Ms. Epps from Peabody addressed the Committee but chose only to give a brief history of the charity. Established in 1862 and managing 29,000 homes, accommodating 80,000 people in London and aiming to build 1,000 new houses each year. The Thamesmead scheme will be Peabody’s largest ever and Ms. Epps was confident it could be delivered.
Mr. Baikie, Peabody’s Director in Thamesmead did not push his case particularly hard, one might suppose he knew he was pushing at an opened door. He said that one of the challenges is the marshy ground which makes construction expensive coupled with the low property values in the area. Additionally the affordable housing grant is a bit lower than elsewhere in London.
The first Councillor to speak was Danny Hackett (Labour, Lesnes Abbey) who thanked Peabody for its extensive public consultations. He asked for some numbers and was told that there would be 92 one bedroomed properties, 78 two bed, 40 three bed and 25 four bedrooms. 127 units on Southmere Village would be at affordable rent. PHA has been emphatic that there will be no buy to let but it is not part of planning conditions.

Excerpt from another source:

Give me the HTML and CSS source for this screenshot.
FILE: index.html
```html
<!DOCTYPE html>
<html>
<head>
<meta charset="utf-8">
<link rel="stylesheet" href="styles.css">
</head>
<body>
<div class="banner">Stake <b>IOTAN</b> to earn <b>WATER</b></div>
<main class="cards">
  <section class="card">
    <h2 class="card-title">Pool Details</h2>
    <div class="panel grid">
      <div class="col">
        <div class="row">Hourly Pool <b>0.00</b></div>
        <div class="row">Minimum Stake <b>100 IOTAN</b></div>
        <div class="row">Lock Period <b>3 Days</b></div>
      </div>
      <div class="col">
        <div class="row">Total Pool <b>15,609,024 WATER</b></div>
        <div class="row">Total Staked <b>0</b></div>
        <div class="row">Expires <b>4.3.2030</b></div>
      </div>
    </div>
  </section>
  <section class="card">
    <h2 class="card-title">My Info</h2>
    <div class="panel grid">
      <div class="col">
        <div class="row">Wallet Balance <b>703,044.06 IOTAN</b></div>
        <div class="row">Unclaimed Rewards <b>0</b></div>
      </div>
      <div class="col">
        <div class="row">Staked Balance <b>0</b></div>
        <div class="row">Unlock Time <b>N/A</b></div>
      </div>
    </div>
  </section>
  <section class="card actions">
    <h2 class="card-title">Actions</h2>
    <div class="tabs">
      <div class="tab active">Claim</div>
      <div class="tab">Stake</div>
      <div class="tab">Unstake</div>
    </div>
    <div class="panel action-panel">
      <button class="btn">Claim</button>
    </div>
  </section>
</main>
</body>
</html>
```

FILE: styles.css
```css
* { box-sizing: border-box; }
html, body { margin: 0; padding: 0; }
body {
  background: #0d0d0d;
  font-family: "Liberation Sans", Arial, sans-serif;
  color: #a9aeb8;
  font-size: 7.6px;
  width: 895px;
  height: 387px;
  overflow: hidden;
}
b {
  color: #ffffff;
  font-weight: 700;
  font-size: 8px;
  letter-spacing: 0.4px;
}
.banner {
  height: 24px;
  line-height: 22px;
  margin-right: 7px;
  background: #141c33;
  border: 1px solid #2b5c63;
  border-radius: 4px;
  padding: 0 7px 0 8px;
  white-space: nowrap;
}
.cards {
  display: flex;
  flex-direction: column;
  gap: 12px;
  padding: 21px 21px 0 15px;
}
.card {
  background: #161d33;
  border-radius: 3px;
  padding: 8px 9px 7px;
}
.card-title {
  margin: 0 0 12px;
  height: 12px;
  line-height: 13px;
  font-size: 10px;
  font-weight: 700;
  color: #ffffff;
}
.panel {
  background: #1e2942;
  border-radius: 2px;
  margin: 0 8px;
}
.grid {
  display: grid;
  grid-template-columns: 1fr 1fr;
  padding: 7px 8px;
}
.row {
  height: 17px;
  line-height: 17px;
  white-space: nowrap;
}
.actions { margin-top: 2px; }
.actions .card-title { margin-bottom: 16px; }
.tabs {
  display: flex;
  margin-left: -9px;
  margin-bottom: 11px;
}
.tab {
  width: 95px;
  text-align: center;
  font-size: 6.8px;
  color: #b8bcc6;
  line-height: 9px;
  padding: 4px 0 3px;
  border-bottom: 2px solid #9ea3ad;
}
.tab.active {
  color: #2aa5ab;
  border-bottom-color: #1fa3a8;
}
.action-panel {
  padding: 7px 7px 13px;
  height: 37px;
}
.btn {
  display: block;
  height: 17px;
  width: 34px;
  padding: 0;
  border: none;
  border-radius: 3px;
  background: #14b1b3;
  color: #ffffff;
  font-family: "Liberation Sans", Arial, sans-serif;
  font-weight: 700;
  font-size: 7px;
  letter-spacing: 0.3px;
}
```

Councillor John Waters (Conservative, Danson Park) wanted to congratulate Peabody on a very attractive application but also had three questions. Who was going to look after the landscaping? (Peabody.) Another was on the number of affordable homes (“the first phase is skewed towards one and two bedroom properties”) and the third was a request to look at a floor plan - which cannot be answered here.

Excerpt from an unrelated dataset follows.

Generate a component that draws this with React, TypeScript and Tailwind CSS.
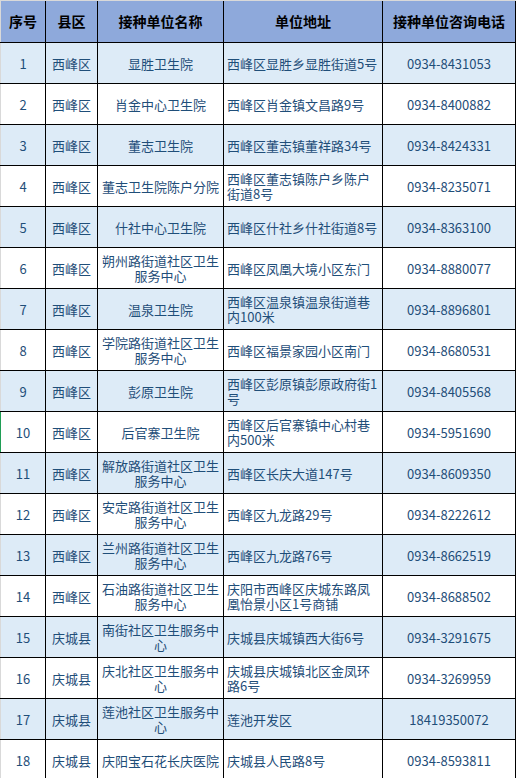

Councillor Hackett asked about charging points for electric vehicles. It will be provided in line with current standards with monitoring for future growth. With that Danny said he was happy with the application and moved its approval. However other Councillors still had some questions.
Councillor John Davey said “it is an excellent scheme. It used to be grim and depressing and this is a vast improvement. It should be outstanding”. However he was concerned about parking, the north south public transport situation is pretty atrocious. More people living here will make it even worse. But there is no real solution unfortunately”. Because of this “we need more car parking in Bexley than in the London plan.
John Davey (Conservative, Crayford) was also worried about the potential for high wind velocities between buildings but he wished to second the application.
It was agreed that parking must be carefully considered but Southmere Village was “for decanting existing residents and the forecasting was based on existing car ownership”. Future parking provision would be lower because the marketing would be based on the facilities for cycling and “the sustainable methods we try to encourage. TfL had proposed a car free environment [for future developments] which was something that Bexley did not support”. The wind situation “was not considered inappropriate”.
Councillor Colin Tandy (Conservative, St. Mary’s) wanted to comment on the difficult north south links. He said that the Overground was going to be extended to Barking Riverside “and there is talk of it being further extended under the Thames”. His view was that it should pass underneath Abbey Wood station to provide a Crossrail interchange and “in the fullness of time” it should burrow under Knee Hill “to Upper Belvedere and Bexleyheath”. It would provide the much needed north south link across the borough.
Councillor Tandy speaks more sense about railways than the rest of the Conservatives put together who still harbour dreams of knocking down Abbey Wood station even before it is completed and running Crossrail to Slade Green or even Ebbsfleet - and leaving the north south problem to fester.
With questions exhausted, the vote was taken and planning permission was granted unanimously. Site clearance was started by Gallions Homes two years ago so renewed progress is likely to be seen by February 2017.
The Committee then took a break before considering the plans for two areas between Abbey Wood station and Yarnton Way and a third one between Southmere Village and the A2016 dual carriageway, Eastern Way.
Note: The above is a factual report of what was said at the meeting. I am aware that there has since then been clarification, some might say confusion, of the figures for affordable homes. The murkydepths blog provides some details.